Mais adiante está Marçal Matheus, de 50 anos, que possui um barraco há 20 anos nas margens do Mar de Dentro, também na ilha. “Moro mais aqui do que lá. Passo a semana aqui. Se eu tiver que sair, não tenho ideia para onde vou.” Intocado

O casal Maria Lúcia e Renan também mora em um casebre na área que pertence à Quarentenária. É ali que eles passam a semana, pescando e cuidando da criação de ostras. Para chegarmos ao local, pegamos novamente a embarcação e seguimos por poucos minutos.

O casebre fica no meio da mata fechada. Da margem, não é possível avistá-lo. “Se for para a gente viver na Cidade, comprar mistura e tudo, o que ganhamos com a pesca não dá”, afirma Maria Lúcia. “Aqui, a gente pega a mistura do mar. E economiza água e luz.”

Um pouco mais adiante, chegamos à casa de Ana Dias Pires Alves, de 77 anos. Viúva de pescador, dona Ana costuma ficar no casebre – construído pelo falecido marido – com o filho, Marcos Antonio Alves, de 38 anos, também pescador. “Faço pescaria artesanal, de rede”, conta Marcos. “Meu pai pescou até o ano passado, quando faleceu. A gente preserva a natureza, a mata.”

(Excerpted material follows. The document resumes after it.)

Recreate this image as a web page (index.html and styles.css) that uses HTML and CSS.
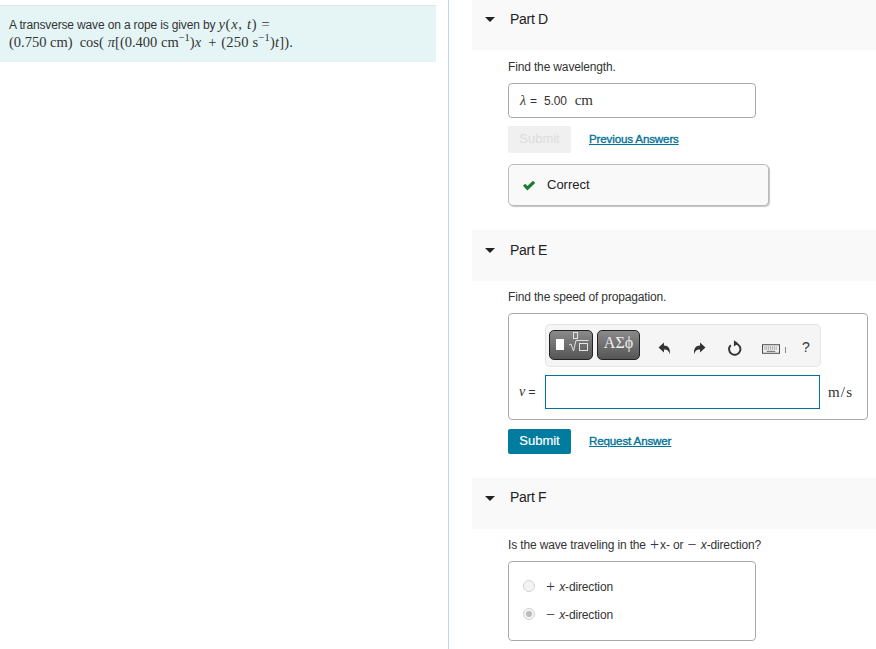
FILE: index.html
```html
<!DOCTYPE html>
<html lang="en">
<head>
<meta charset="utf-8">
<title>Transverse wave</title>
<link rel="stylesheet" href="styles.css">
</head>
<body>
<div class="page">
  <aside class="left">
    <div class="statement">
      <p class="line">A transverse wave on a rope is given by <span class="math m1"><i>y</i>(<i>x</i>, <i>t</i>) =</span></p>
      <p class="line math-line"><span class="math">(0.750 cm)</span><span class="math cos">cos(</span><span class="math pi"><i>π</i>[(0.400 cm<sup>−1</sup>)<i>x</i></span><span class="math op">+</span><span class="math tail">(250 s<sup>−1</sup>)<i>t</i>]).</span></p>
    </div>
  </aside>
  <main class="right">
    <section class="part part-d">
      <header class="part-head"><span class="caret"></span><span class="part-title">Part D</span></header>
      <div class="part-body">
        <p class="prompt">Find the wavelength.</p>
        <div class="answer-box"><span class="math lam"><i>λ</i></span><span class="eq">=</span><span class="val">5.00</span><span class="math unit">cm</span></div>
        <div class="actions">
          <button class="btn btn-off">Submit</button>
          <a class="link" href="#">Previous Answers</a>
        </div>
        <div class="feedback">
          <svg class="check" width="14" height="11" viewBox="0 0 14 11"><path d="M1 5.800 L3.200 3.800 L5.400 6 L11 .8 L13.200 2.900 L5.400 10.400 Z" fill="#1c7a32"/></svg>
          <span>Correct</span>
        </div>
      </div>
    </section>
    <section class="part part-e">
      <header class="part-head"><span class="caret"></span><span class="part-title">Part E</span></header>
      <div class="part-body">
        <p class="prompt">Find the speed of propagation.</p>
        <div class="editor">
          <div class="toolbar">
            <span class="tool tool-a">
              <svg width="42" height="28" viewBox="0 0 42 28">
                <rect x="6" y="8" width="8" height="11" fill="#fff"/>
                <g fill="none" stroke="#e2e2e2" stroke-width="1">
                  <rect x="23.500" y="1.500" width="4" height="6"/>
                  <path d="M19 14 L21 13 L23.500 20 L26 9.500 H38.500"/>
                  <rect x="29.500" y="12.500" width="8" height="7"/>
                </g>
              </svg>
            </span>
            <span class="tool tool-b">ΑΣϕ</span>
            <svg class="ico ico-undo" width="13" height="13" viewBox="0 0 12 12"><path d="M.5 5 L5.500 .5 V3.300 C9.500 3.300 11.500 6 11 11.500 C10 8 8.500 7 5.500 7 V9.700 Z" fill="#333"/></svg>
            <svg class="ico ico-redo" width="13" height="13" viewBox="0 0 12 12"><path d="M11.500 5 L6.500 .5 V3.300 C2.500 3.300 .5 6 1 11.500 C2 8 3.500 7 6.500 7 V9.700 Z" fill="#333"/></svg>
            <svg class="ico ico-reset" width="15" height="16" viewBox="0 0 14 15"><path d="M8.300 3.400 A5.300 5.300 0 1 1 3.500 4.800" fill="none" stroke="#333" stroke-width="1.800"/><path d="M6.500 .3 L10.500 3 L6.500 6 Z" fill="#333"/></svg>
            <svg class="ico ico-kbd" width="18" height="10" viewBox="0 0 19 10"><rect x=".5" y=".5" width="18" height="9" fill="#eee" stroke="#444"/><path d="M2.500 3 H16.500 M2.500 5 H16.500" stroke="#666" stroke-dasharray="1 1"/><path d="M5 7.500 H14" stroke="#666"/></svg>
            <span class="sep"></span>
            <span class="help">?</span>
          </div>
          <div class="input-row">
            <span class="var"><i class="math">v</i> =</span>
            <span class="field"></span>
            <span class="math units">m/s</span>
          </div>
        </div>
        <div class="actions actions-e">
          <button class="btn btn-on">Submit</button>
          <a class="link" href="#">Request Answer</a>
        </div>
      </div>
    </section>
    <section class="part part-f">
      <header class="part-head"><span class="caret"></span><span class="part-title">Part F</span></header>
      <div class="part-body">
        <p class="prompt">Is the wave traveling in the <span class="math sign">+</span><span class="x">x</span>- or <span class="math sign">−</span> <i>x</i>-direction?</p>
        <div class="choices">
          <div class="choice"><span class="radio"></span><span class="choice-label"><span class="math sign">+</span> <i>x</i>-direction</span></div>
          <div class="choice"><span class="radio radio-on"></span><span class="choice-label"><span class="math sign">−</span> <i>x</i>-direction</span></div>
        </div>
      </div>
    </section>
  </main>
</div>
</body>
</html>
```
FILE: styles.css
```css
* { box-sizing: border-box; }
html, body { margin: 0; padding: 0; background: #fff; }
body { font-family: "Liberation Sans", Arial, sans-serif; font-size: 12px; letter-spacing: -.15px; color: #333; overflow: hidden; }
p { margin: 0; }
.page { display: flex; width: 876px; height: 649px; overflow: hidden; }
.left { width: 449px; flex: none; border-right: 1px solid #c3d4e6; padding-top: 5px; }
.statement { width: 436px; height: 57px; background: #e5f5f6; border-top: 1px solid #dde6e8; padding: 10px 0 0 9px; }
.line { height: 17px; line-height: 17px; white-space: nowrap; color: #333; }
.math-line { margin-top: 1px; }
.math { font-family: "Liberation Serif", "Times New Roman", serif; letter-spacing: 0; }
.statement .math { font-size: 14.500px; }
.statement .m1 { letter-spacing: .7px; }
.statement .cos { margin-left: 7px; }
.statement .pi { margin-left: 4px; }
.statement .op { margin: 0 5px 0 7px; }
.statement .tail { letter-spacing: .2px; }
sup { font-size: 10.500px; line-height: 0; }
.right { flex: 1; min-width: 0; padding-left: 23px; }
.part-d { margin-top: -1px; }
.part-head { height: 51px; background: #f9f9f9; display: flex; align-items: flex-start; padding: 12px 0 0 13px; }
.caret { width: 0; height: 0; border-left: 5px solid transparent; border-right: 5px solid transparent; border-top: 5px solid #222; margin-top: 6px; }
.part-title { font-size: 14px; letter-spacing: -.3px; line-height: 16px; margin-left: 15px; color: #222; }
.part-body { padding-left: 36px; }
.prompt { height: 14px; line-height: 14px; margin-top: 9px; color: #333; white-space: nowrap; }
.part-d .prompt { margin-top: 10px; }
.sign { font-size: 16px; line-height: 0; color: #335; margin: 0 1px; vertical-align: -1px; }
.answer-box { width: 248px; height: 35px; margin-top: 10px; border: 1px solid #aaa; border-radius: 4px; display: flex; align-items: center; padding-left: 11px; }
.part-d .answer-box { margin-top: 9px; }
.lam { font-size: 14px; }
.eq { margin-left: 4px; }
.val { margin-left: 7px; }
.unit { font-size: 15px; margin-left: 8px; }
.actions { display: flex; align-items: center; margin-top: 8px; }
.btn { width: 63px; height: 27px; border: 0; border-radius: 2px; font-family: inherit; font-size: 13px; padding: 0 0 2px; }
.btn-off { background: #f0f0f0; color: #dcdcdc; }
.btn-on { background: #007c9e; color: #fff; height: 25px; -webkit-text-stroke: .2px #fff; }
.link { margin: -3px 0 0 18px; color: #007398; font-size: 11.600px; -webkit-text-stroke: .35px #007398; }
.feedback { width: 261px; height: 42px; margin-top: 11px; background: #f9f9f9; border: 1px solid #bbb; border-radius: 5px; box-shadow: 1px 1px 1px #c4c4c4; display: flex; align-items: center; padding: 0 0 2px 13px; font-size: 13px; letter-spacing: 0; color: #222; }
.check { margin: 2px 11px 0 0; }
.part-e { margin-top: 24px; }
.editor { width: 360px; height: 107px; margin-top: 9px; border: 1px solid #aaa; border-radius: 4px; padding: 10px 0 0 36px; }
.toolbar { width: 276px; height: 43px; background: #f5f5f5; border: 1px solid #e4e4e4; border-radius: 5px; display: flex; align-items: flex-start; padding: 5px 0 0 3px; }
.tool { height: 30px; border-radius: 5px; border: 1px solid #222; background: linear-gradient(#8a8a8a, #555); color: #eee; display: flex; align-items: center; justify-content: center; }
.tool-a { width: 44px; }
.tool-b { width: 43px; margin-left: 4px; font-family: "Liberation Serif", serif; font-size: 16px; letter-spacing: 0; padding-bottom: 5px; }
.ico { flex: none; }
.ico-undo { margin: 12px 0 0 18px; }
.ico-redo { margin: 12px 0 0 22px; }
.ico-reset { margin: 10px 0 0 21px; }
.ico-kbd { margin: 14px 0 0 20px; }
.sep { width: 1px; height: 6px; background: #888; margin: 17px 0 0 5px; }
.help { margin: 9px 0 0 16px; font-size: 14px; color: #333; }
.input-row { display: flex; align-items: center; margin: 8px 0 0 -26px; height: 34px; }
.var { width: 26px; font-size: 12px; }
.var .math { font-size: 14px; }
.field { width: 275px; height: 34px; border: 1px solid #007398; background: #fff; }
.units { margin-left: 8px; font-size: 15px; letter-spacing: 1.200px; }
.actions-e { margin-top: 9px; }
.part-f { margin-top: 24px; }
.part-f .part-head { padding-top: 11px; }
.part-f .caret { margin-top: 7px; }
.x { font-size: 12px; }
.choices { width: 248px; height: 80px; margin-top: 9px; border: 1px solid #aaa; border-radius: 4px; padding: 10px 0 0 14px; }
.choice { display: flex; align-items: center; height: 28px; }
.choice-label { padding-top: 2px; }
.radio { position: relative; width: 12px; height: 12px; border-radius: 50%; border: 1px solid #d2d2d2; background: #f4f4f4; margin-right: 10px; flex: none; }
.radio-on::after { content: ""; position: absolute; left: 2px; top: 2px; width: 6px; height: 6px; border-radius: 50%; background: #bbb; }
```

O pescador, que sempre viveu ali, critica a ação proposta pela União. “Vivemos 40 anos com a Quarentenária em harmonia. Não aumentou nenhuma casa. Pelo contrário, diminuiu, porque os filhos não querem viver desse jeito. Agora, querem que a gente saia. Estão tirando as pessoas que cuidam daqui para criar gado. Estão tirando o pessoal do paraíso para colocar boi no lugar.”